On our second day in Agra we took a nail-biting, 50 minute drive to the UNESCO World Heritage Site of Fatehpur Sikri.  Fans of the writer Salman Rushdie may remember Fatehpur Sikri as the setting for his 2008 novel “The Enchantress of Florence.”  Others may know it as the Mughal emperor Akbar’s “ghost city.”  Due to a water shortage the settlement was abandoned in 1585, only 14 years after its construction and shortly after the death of Akbar.
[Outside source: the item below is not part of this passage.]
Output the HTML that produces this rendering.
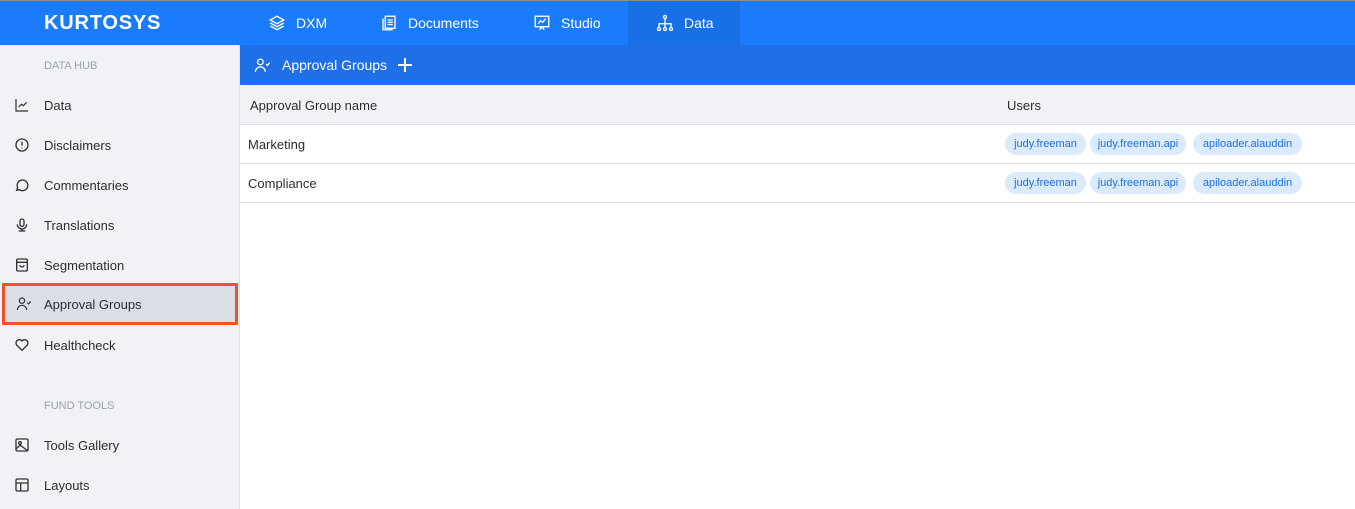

For being uninhabited for over four centuries Fatehpur Sikri remained in spectacular shape.

The Jama Masjid (Dargah Mosque), which we visited first, was completed in 1571.  Inside its courtyard rested the marble tomb of Shaikh Salim Chisti, the saint whom the Emperor Akbar had consulted throughout his reign.  Childless women now visit the mausoleum and tie colorful strings to the marble lattice screens.  Each thread represents a request for the saint to grant children to these women.

From the mosque we walked uphill to the palace complex.  There we saw the large and ornate Palace of Jodh Bai, the emperor’s favorite wife and the smaller palaces of his Christian wife Mariam and another unnamed spouse.  Other spectacular sandstone structures included the five-story Panch Mahal, a pavilion used by the court ladies, the Hall of Private Audience, the Hall of Public Audience and the 21-meter high Hiran Minar tower.  Decorated with stone replicas of elephant tusks, the tower supposedly marked the final resting place of Akbar’s favorite elephant.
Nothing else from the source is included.